На берегу реки Кюрделем Фазл делился своими мыслями о Насими с Гусейном Кейа. "Не со мной, а с ним должен связать свои надежды отныне Высокоименитый, а первым условием преданности Амина Махрама должна стать охрана Сеида", говорил Фазл Гусейну Кейа, надеясь, что он успеет еще повидать Насими, чтобы с глазу на глаз внушить ему важность возложенных на него задач и уберечь от неосторожности.

Когда все упали на колени, один человек остался стоять во весь свой рост. Это был Насими. Он стоял над распростершейся на земле Фатьмой, как над покойницей. В темных, как ночь, глазах его кипели гнев и протест. Взгляд его, перебегая с Фатьмы на павшую ниц толпу, с Фатьмы на Фазла, остановился наконец; Насими смотрел на Устада, как на убийцу.

Обернувшись, чтобы посмотреть, кто схватил его за руку, Фазл встретил тот же взгляд и услышал страшное обвинение.
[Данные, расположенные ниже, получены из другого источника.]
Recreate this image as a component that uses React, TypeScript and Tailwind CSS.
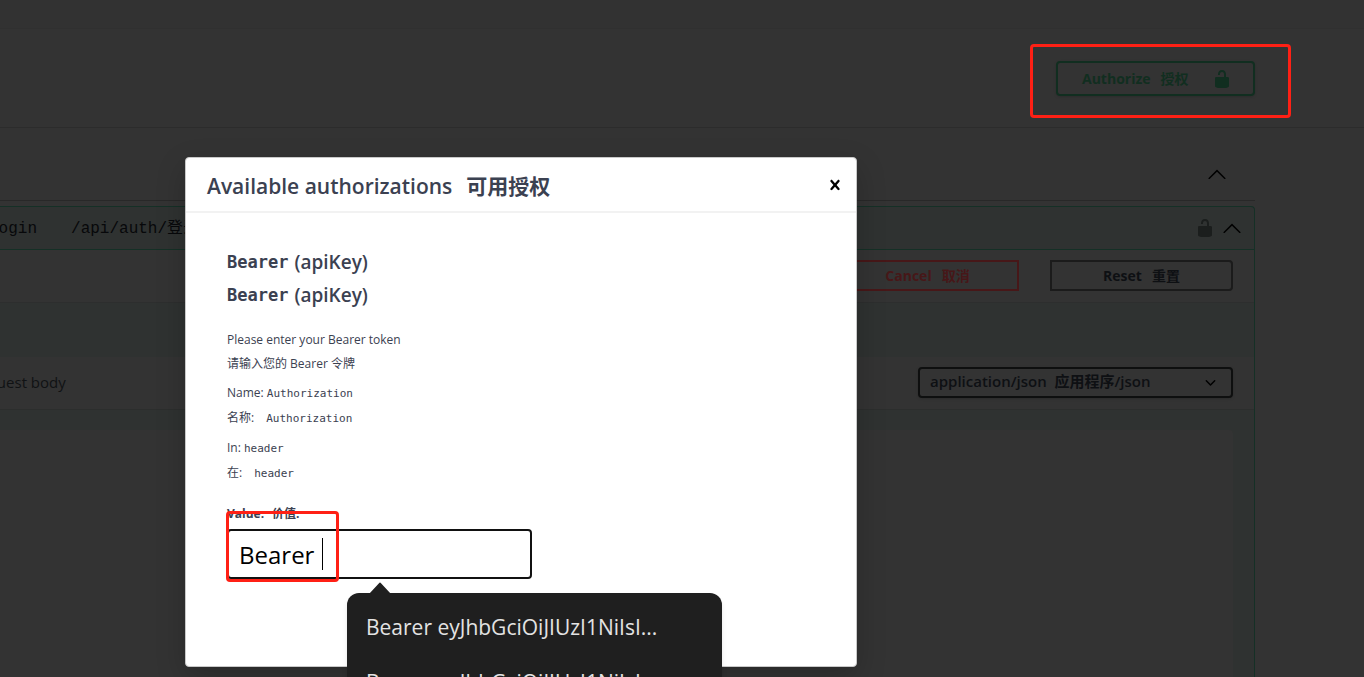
import React from "react";

const details = [
  { label: "Name:", labelZh: "名称:", value: "Authorization" },
  { label: "In:", labelZh: "在:", value: "header" },
];

const suggestions = ["Bearer eyJhbGciOiJIUzI1NiIsI...", "Bearer eyJhbGciOiJIUzI1NiIsI..."];

function UnlockIcon() {
  return (
    <svg viewBox="0 0 20 20" width="20" height="20" fill="currentColor" aria-hidden="true">
      <path d="M15.8 8H14V5.6C14 2.703 12.665 1 10 1 7.334 1 6 2.703 6 5.6V6h2v-.801C8 3.754 8.797 3 10 3c1.203 0 2 .754 2 2.199V8H4c-.553 0-1 .646-1 1.199V17c0 .549.428 1.139.951 1.307l1.197.387C5.672 18.861 6.55 19 7.1 19h5.8c.549 0 1.428-.139 1.951-.307l1.196-.387c.524-.167.953-.757.953-1.306V9.199C17 8.646 16.352 8 15.8 8z" />
    </svg>
  );
}

function ArrowUpIcon() {
  return (
    <svg viewBox="0 0 20 20" width="20" height="20" fill="currentColor" aria-hidden="true">
      <path d="M17.418 14.908c.272.281.701.281.969 0s.268-.736 0-1.018l-7.908-7.83c-.27-.281-.707-.281-.969 0L1.602 13.89c-.268.281-.268.736 0 1.018s.701.281.969 0L10 7.767l7.418 7.141z" />
    </svg>
  );
}

function Highlight({ className }: { className: string }) {
  return <div className={`pointer-events-none absolute rounded-[4px] border-[3px] border-[#ff2015] ${className}`} />;
}

function ApiPage() {
  return (
    <div className="flex h-full flex-col bg-[#333333]">
      <div className="h-[29px] shrink-0 border-b border-[#303030] bg-[#323232]" />
      <header className="flex h-[99px] shrink-0 items-start justify-end border-b border-[#2c2c2c] pt-8 pr-[109px]">
        <div className="relative">
          <button className="flex h-[35px] w-[199px] items-center justify-between rounded-[4px] border-2 border-[#112e20] pr-[21px] pl-6 text-[14px] font-bold text-[#112e20] shadow-sm">
            <span className="flex gap-[10px]">
              <span>Authorize</span>
              <span>授权</span>
            </span>
            <UnlockIcon />
          </button>
          <Highlight className="-top-[17px] -right-9 -bottom-[22px] -left-[26px]" />
        </div>
      </header>

      <main className="flex min-h-0 grow flex-col pr-[109px]">
        <div className="flex h-[73px] shrink-0 items-center justify-end border-b border-[#282828] pt-5 pr-7">
          <button aria-label="Collapse section" className="text-black">
            <ArrowUpIcon />
          </button>
        </div>

        <section className="mt-[5px] flex grow flex-col rounded-tr-[4px] border-t border-r border-[#153026] bg-[#2f3231]">
          <div className="flex h-[43px] shrink-0 items-center border-b border-[#153026] pr-3">
            <div className="-ml-[107px] flex grow gap-[34px] pt-[2px] font-['Liberation_Mono','Noto_Sans_CJK_SC',monospace] text-[16px] whitespace-nowrap text-[#07080a]">
              <span>/api/auth/login</span>
              <span>/api/auth/登录</span>
            </div>
            <button aria-label="Unlock operation" className="text-[#1b1e1d]">
              <UnlockIcon />
            </button>
            <button aria-label="Collapse operation" className="ml-[7px] text-black">
              <ArrowUpIcon />
            </button>
          </div>

          <div className="flex h-[53px] shrink-0 items-center justify-end gap-[31px] border-b border-[#2d2e2e] bg-[#333333] pr-[21px] pb-[2px] text-[14px] font-bold">
            <button className="flex h-[31px] w-[183px] items-center justify-center gap-[10px] border-2 border-[#471718] text-[#471718]">
              <span>Cancel</span>
              <span>取消</span>
            </button>
            <button className="flex h-[31px] w-[183px] items-center justify-center gap-[10px] rounded-r-[4px] border-2 border-[#1b1b1b] text-[#0e1013]">
              <span>Reset</span>
              <span>重置</span>
            </button>
          </div>

          <div className="h-[54px] shrink-0" />

          <div className="flex h-[53px] shrink-0 items-center justify-between border-b border-[#2c2e2d] bg-[#333333] pr-[21px] pb-[2px]">
            <h4 className="-ml-[30px] text-[15px] text-[#101214]">Request body</h4>
            <div className="relative">
              <select
                aria-label="Request content type"
                className="block h-[31px] w-[315px] appearance-none rounded-[4px] border-2 border-[#0e0f0f] bg-transparent pr-9 pb-[2px] pl-[10px] text-[15px] font-semibold text-[#0e1013] shadow-sm"
              >
                <option>application/json&nbsp; 应用程序/json</option>
              </select>
              <svg
                className="pointer-events-none absolute top-[11px] right-[17px] text-black"
                width="11"
                height="10"
                viewBox="0 0 11 10"
                fill="none"
                stroke="currentColor"
                strokeWidth="1.5"
                strokeLinecap="round"
                strokeLinejoin="round"
                aria-hidden="true"
              >
                <path d="M1.3 2.8 5.5 7 9.7 2.8" />
              </svg>
            </div>
          </div>

          <div className="flex grow pt-5 pr-[21px]">
            <div className="grow rounded-tr-[4px] bg-[#333333]" />
          </div>
        </section>
      </main>
    </div>
  );
}

function AuthorizationDialog() {
  return (
    <div
      role="dialog"
      aria-labelledby="dialog-title"
      className="absolute top-[157px] left-[185px] w-[672px] rounded-[4px] border border-[#c9c9c9] bg-white pb-[87px] text-[#3b4151] shadow-[0_10px_30px_rgba(0,0,0,0.2)]"
    >
      <div className="flex h-[55px] items-center justify-between border-b-2 border-[#f2f2f2] pr-[11px] pl-[21px]">
        <h3 id="dialog-title" className="flex gap-[14px] pt-1 text-[21px] font-semibold">
          <span>Available authorizations</span>
          <span className="font-bold">可用授权</span>
        </h3>
        <button aria-label="Close" className="text-black">
          <svg viewBox="0 0 20 20" width="20" height="20" fill="currentColor" aria-hidden="true">
            <path d="M14.348 14.849c-.469.469-1.229.469-1.697 0L10 11.819l-2.651 3.029c-.469.469-1.229.469-1.697 0-.469-.469-.469-1.229 0-1.697l2.758-3.15-2.759-3.152c-.469-.469-.469-1.228 0-1.697s1.228-.469 1.697 0L10 8.183l2.651-3.031c.469-.469 1.228-.469 1.697 0s.469 1.229 0 1.697l-2.758 3.152 2.758 3.15c.469.469.469 1.229 0 1.698z" />
          </svg>
        </button>
      </div>

      <div className="px-[41px] pt-[33px]">
        {[0, 1].map((row) => (
          <h4 key={row} className="flex h-[33px] items-center gap-[6px] text-[19px] font-semibold">
            <code className="font-['DejaVu_Sans_Mono',monospace] text-[17px] font-bold">Bearer</code>
            <span>(apiKey)</span>
          </h4>
        ))}

        <div className="mt-4 text-[12px] leading-6">
          <p>Please enter your Bearer token</p>
          <p>请输入您的 Bearer 令牌</p>
        </div>

        {details.map((item) => (
          <div key={item.label} className="mt-[5px] text-[12px] leading-6">
            <p>
              {item.label} <code className="font-['DejaVu_Sans_Mono',monospace] text-[11px]">{item.value}</code>
            </p>
            <p>
              {item.labelZh}
              <code className="ml-3 font-['DejaVu_Sans_Mono',monospace] text-[11px]">{item.value}</code>
            </p>
          </div>
        ))}

        <label htmlFor="token" className="mt-4 flex h-[23px] items-center gap-2 text-[12px] font-bold">
          <span>Value:</span>
          <span>价值:</span>
        </label>
        <div className="relative mt-1 w-[305px]">
          <input
            id="token"
            type="text"
            defaultValue="Bearer "
            className="block h-[50px] w-full rounded-[4px] border-2 border-[#111111] bg-white px-[10px] text-[24px] text-black outline-none"
          />
          <div className="absolute top-[9px] left-[95px] h-8 w-px bg-black" />
          <Highlight className="-top-[18px] -left-px h-[71px] w-[113px]" />

          <div className="absolute top-16 left-[120px] w-[375px] rounded-t-[12px] bg-[#1f1f1f] text-[#e3e3e3] shadow-md">
            <svg className="absolute -top-[11px] left-[22px]" width="22" height="12" viewBox="0 0 22 12" aria-hidden="true">
              <path d="M0 12 10 1.2Q11 0 12 1.2L22 12Z" fill="#1f1f1f" />
            </svg>
            <ul className="pt-[7px]">
              {suggestions.map((text, i) => (
                <li key={i} className="flex h-[55px] items-center px-[19px] text-[21px]">
                  {text}
                </li>
              ))}
            </ul>
          </div>
        </div>
      </div>
    </div>
  );
}

export default function App() {
  return (
    <div className="relative h-screen overflow-hidden font-['Open_Sans','Noto_Sans_CJK_SC',sans-serif]">
      <ApiPage />
      <AuthorizationDialog />
    </div>
  );
}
- Не любовь наша превратилась в болезнь, Устад, а безжалостная воля Хакка, породившая столько горя и страданий! - сказал Насими, и слова его обдали лицо Фазла жаром.

Фазл даже отступил на шаг. Он сам всегда понимал, что безжалостная и бесчеловечная воля Хакка - это вынужденное средство противостоять миру гнета и тирании - сама может перейти в тиранию, но то, что Насими назвал это болезнью, больно ударило его, за сердце задело.
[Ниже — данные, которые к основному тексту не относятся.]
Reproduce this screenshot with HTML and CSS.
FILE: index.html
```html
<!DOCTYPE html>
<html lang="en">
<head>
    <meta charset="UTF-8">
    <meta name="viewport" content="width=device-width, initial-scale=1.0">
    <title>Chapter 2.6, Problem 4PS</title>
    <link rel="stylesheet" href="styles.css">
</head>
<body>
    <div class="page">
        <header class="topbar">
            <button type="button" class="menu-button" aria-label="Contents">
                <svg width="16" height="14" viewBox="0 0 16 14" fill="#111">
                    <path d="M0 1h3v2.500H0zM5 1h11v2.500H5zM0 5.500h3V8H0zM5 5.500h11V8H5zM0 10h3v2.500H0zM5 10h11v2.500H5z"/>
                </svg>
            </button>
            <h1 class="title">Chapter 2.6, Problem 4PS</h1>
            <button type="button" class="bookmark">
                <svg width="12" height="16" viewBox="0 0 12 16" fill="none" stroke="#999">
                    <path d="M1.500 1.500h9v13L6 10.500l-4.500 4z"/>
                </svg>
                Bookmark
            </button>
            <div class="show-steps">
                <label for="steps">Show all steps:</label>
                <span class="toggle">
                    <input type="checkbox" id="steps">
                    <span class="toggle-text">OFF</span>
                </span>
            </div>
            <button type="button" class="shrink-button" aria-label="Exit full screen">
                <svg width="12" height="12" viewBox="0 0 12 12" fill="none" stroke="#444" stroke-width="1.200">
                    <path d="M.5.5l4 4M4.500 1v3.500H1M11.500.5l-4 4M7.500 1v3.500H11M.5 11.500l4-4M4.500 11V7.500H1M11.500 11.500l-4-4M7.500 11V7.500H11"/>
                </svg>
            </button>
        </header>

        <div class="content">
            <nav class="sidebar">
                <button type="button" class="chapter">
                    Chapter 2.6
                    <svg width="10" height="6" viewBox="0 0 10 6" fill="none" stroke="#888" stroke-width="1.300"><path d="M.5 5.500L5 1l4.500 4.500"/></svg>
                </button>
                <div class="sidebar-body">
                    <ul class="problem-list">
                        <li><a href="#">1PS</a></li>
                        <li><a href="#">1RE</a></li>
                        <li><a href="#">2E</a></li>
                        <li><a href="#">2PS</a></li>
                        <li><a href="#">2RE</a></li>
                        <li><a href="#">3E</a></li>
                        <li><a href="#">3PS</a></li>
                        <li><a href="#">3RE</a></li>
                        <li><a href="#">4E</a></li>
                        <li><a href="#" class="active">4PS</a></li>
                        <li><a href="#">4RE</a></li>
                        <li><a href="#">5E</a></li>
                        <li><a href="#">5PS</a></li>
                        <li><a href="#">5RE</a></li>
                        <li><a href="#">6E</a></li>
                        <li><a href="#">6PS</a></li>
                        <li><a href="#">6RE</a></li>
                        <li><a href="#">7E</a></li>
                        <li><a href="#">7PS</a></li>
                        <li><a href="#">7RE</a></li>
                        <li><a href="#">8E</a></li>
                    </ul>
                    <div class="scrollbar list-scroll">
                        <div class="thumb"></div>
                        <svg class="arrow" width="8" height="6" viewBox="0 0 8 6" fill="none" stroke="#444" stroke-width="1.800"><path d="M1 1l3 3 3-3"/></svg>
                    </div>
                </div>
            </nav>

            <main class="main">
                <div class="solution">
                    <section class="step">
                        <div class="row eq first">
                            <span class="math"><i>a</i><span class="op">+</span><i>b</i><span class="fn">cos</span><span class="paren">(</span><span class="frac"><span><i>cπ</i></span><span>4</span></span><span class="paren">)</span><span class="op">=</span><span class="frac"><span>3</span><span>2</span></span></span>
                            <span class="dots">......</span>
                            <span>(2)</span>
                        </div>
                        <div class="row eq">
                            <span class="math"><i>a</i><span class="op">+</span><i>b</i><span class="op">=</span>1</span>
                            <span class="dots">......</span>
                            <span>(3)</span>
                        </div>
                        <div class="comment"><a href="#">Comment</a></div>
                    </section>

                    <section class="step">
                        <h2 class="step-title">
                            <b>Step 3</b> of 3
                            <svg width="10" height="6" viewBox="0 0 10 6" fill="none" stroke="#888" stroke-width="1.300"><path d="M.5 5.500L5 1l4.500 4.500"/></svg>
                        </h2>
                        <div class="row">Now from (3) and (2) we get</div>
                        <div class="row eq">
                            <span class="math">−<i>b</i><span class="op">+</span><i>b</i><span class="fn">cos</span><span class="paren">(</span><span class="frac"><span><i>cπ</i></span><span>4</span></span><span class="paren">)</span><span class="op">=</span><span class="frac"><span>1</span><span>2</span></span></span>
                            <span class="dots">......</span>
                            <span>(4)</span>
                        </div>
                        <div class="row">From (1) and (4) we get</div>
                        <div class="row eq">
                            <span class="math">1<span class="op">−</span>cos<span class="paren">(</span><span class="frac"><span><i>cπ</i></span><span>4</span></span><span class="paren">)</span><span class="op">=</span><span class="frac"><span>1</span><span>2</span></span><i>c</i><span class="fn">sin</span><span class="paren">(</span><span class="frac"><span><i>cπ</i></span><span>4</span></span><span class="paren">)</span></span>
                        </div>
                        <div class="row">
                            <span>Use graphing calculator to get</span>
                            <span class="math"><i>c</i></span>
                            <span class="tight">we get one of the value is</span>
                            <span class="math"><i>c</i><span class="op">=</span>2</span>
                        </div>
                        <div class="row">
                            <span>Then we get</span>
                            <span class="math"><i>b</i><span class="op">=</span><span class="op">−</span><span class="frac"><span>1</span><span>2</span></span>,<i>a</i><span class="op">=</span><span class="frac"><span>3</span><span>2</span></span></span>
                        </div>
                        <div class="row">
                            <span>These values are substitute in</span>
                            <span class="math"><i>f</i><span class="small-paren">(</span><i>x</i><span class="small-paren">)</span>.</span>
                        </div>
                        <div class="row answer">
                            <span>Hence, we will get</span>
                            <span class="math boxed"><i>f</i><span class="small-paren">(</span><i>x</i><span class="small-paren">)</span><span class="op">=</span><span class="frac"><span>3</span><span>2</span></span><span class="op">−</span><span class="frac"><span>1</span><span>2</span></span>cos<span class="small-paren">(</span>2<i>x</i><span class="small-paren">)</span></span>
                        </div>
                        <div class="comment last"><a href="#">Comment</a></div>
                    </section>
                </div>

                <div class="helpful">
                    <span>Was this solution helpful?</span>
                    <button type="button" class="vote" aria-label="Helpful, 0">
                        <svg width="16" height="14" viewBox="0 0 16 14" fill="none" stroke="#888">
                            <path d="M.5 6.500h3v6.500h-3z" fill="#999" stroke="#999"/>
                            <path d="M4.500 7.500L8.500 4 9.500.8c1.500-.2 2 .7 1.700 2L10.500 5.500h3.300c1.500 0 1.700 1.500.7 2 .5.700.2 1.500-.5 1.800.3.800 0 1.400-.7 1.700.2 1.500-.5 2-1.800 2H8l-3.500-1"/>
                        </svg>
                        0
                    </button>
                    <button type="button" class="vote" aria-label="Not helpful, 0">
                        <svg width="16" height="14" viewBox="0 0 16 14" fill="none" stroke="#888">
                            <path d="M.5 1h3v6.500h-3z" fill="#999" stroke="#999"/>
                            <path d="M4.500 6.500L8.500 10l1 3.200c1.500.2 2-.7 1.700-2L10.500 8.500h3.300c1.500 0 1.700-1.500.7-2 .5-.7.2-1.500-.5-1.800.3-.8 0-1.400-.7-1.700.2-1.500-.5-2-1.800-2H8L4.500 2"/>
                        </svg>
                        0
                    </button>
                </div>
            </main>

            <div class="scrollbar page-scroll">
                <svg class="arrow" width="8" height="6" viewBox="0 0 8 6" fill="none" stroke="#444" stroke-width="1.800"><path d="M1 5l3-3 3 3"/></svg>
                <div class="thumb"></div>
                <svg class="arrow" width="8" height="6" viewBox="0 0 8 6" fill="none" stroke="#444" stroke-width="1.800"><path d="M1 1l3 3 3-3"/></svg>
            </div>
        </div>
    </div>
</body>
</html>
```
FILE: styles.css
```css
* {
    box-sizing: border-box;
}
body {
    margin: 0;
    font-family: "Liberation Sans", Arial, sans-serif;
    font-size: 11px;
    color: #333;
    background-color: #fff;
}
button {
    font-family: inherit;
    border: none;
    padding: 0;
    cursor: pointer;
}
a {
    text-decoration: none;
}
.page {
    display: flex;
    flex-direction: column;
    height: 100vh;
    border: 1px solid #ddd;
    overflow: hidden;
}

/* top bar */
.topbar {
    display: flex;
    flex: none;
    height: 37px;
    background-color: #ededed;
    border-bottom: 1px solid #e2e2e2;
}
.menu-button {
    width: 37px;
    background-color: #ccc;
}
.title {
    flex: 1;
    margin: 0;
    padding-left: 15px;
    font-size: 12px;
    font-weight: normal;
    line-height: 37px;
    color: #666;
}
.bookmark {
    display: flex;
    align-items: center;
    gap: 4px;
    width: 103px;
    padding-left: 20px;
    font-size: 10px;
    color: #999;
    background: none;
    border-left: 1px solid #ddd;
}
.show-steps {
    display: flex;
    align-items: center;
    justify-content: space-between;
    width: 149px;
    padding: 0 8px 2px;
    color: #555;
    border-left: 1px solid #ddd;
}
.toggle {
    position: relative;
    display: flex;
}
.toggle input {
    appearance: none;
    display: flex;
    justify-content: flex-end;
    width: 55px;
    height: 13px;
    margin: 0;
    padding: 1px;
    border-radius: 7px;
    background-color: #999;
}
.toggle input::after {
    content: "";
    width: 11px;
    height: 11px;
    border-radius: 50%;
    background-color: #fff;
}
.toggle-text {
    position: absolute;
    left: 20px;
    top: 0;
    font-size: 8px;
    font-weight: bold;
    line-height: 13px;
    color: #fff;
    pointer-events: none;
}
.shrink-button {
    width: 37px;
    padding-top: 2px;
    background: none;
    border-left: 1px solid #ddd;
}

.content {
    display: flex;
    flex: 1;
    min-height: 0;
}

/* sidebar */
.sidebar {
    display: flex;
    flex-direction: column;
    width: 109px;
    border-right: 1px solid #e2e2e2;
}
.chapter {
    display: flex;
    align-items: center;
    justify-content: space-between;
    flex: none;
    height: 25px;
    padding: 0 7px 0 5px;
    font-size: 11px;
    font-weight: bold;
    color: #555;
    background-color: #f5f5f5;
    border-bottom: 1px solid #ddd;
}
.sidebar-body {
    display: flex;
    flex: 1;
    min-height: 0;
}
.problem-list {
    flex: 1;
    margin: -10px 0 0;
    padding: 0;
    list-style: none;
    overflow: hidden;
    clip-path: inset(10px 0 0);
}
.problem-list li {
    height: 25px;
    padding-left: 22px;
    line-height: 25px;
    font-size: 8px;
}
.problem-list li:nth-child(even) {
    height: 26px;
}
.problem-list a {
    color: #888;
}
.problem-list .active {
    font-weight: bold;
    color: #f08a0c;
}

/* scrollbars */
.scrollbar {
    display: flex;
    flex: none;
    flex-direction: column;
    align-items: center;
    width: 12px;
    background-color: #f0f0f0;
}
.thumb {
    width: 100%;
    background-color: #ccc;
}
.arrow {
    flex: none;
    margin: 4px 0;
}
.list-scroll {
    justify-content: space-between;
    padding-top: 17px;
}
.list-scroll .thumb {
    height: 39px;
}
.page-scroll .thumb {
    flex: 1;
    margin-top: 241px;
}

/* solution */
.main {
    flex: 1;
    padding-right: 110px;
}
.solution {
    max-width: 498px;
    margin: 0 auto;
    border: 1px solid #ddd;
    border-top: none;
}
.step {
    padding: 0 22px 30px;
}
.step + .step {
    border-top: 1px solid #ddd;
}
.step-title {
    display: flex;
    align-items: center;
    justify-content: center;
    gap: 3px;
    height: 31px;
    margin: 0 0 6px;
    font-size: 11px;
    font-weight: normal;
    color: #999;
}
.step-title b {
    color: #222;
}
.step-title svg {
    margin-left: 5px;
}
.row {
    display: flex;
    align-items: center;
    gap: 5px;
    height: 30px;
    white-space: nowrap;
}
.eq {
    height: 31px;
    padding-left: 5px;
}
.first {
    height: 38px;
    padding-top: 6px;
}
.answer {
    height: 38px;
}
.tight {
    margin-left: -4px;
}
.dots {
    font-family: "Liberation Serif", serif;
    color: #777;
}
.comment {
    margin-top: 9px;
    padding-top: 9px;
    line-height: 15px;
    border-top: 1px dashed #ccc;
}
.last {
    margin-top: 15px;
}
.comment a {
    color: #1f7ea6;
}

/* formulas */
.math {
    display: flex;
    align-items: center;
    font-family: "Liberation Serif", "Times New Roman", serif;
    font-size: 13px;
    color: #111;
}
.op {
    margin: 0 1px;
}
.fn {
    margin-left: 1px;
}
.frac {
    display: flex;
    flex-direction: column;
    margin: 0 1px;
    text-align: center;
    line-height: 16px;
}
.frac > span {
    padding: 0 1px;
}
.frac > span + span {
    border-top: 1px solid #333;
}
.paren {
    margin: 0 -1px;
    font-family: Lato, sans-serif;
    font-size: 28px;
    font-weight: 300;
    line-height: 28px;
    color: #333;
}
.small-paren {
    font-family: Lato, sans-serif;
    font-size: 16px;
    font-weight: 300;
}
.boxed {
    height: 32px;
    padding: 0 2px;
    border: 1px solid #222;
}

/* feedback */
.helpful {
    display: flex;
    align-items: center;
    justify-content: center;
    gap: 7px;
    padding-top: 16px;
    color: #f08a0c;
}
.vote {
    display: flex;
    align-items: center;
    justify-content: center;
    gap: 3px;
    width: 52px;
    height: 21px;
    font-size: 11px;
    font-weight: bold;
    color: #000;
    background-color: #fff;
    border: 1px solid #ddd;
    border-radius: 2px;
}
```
- Свет очей моих, и ты обвиняешь меня?! Разве, без тебя мало обвинителей? Свет очей моих! - сказал он дрогнувшим голосом.

Но Насими в гневе своем был неукротим.

- Посмотри на эту несчастную, наследницу вечного духа! Не по твоей ли вине она так больна и жалка?! Посмотри на своих мюридов! На меня, наконец, посмотри! Мы стремились походить на тебя даже желтизной своих лиц, потому что были страстотерпцами за великую любовь! Во имя чего наши муки сейчас, Устад? Как мне не упрекать тебя, если ты так упрямо идешь на смерть и не видишь спасения ни в чем, кроме самопожертвования?

Нет, не все он, очевидно, сказал им. Опустив голову, Фазл начал говорить, и слова его падали словно бы в безлюдное безмолвие ущелья, не нарушаемое даже дыханием.

- Не на смерть я иду, сын мой. Я иду на важное дело. На счастливое дело.

- Ты идешь на смерть! - крикнул Насими. - Я тотчас уразумел, что встреча в назначенном месте и намаз перед Высокоименитым означают твою сдачу! Обезопасить же Дива ты намерен своей смертью!